Overview of using asynchronous I/O

  • recall system calls block the current process e.g., read and write usually block a process until the i/o completes (synchronous)
  • what if we want to continue executing? use POSIX:AIO Asynchronous I/O Extension
  • relevant functions
    • aio_read
    • aio_write
    • aio_return
    • aio_error
    • aio_cancel
  • main idea is that a signal notifies the process when the i/o is complete
  • struct aiocb (asynchronous i/o control block) contains
    • fields which specify how to read/write (these are the same as the parameters to read and write)
      • int aio_fildes
      • volatile void *aio_buf
      • size_t aio_nbytes
    • a field (struct sigevent aio_sigevent) to specify the signal number and handler used during the notification of i/o completion
      • aio_sigevent.sigev_notify; if this variable contains SIGEV_NONE, then the OS does not generate a signal when i/o completes (use polling instead; see below)

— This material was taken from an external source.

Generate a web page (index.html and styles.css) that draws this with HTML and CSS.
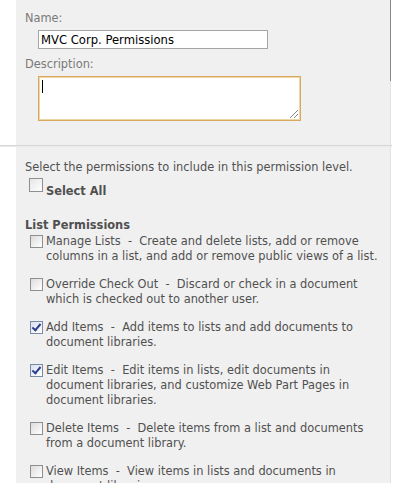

      • aio_sigevent.sigev_signo
  • example: consider a program that reads from a pipe and writes to an ordinary file
    • may want to use asynchronous i/o for the pipe since since it might block for a long time
    • may want to use regular i/o (with blocking) for the write to the file
    • see asynsignalmain.c ([USP] Program 8.13) and asyncmonitorsignal.c ([USP] Program 8.14)
  • another example (courtesy [USP] §8.10, pp. 299-300): reading from a disk file and writing to a slow device
    • main calls aio_read
    • read signal handler calls aio_write
    • write signal handler calls aio_read
  • can we do asynchronous i/o without signals?
    • sure, use what is called polling
    • break up other work into small pieces
    • call aio_error after each piece to check if the i/o operation completed
  • what should we do if the i/o is still not finished, yet we have no more work to do?
    • there are several options (see bottom of [USP] p. 297) involving functions like select, pause, sigsuspend, and sigwait
    • use aio_suspend


    [USP] K.A. Robbins and S. Robbins. UNIX Systems Programming: Concurrency, Communication, and Threads. Prentice Hall, Upper Saddle River, NJ, Second edition, 2003.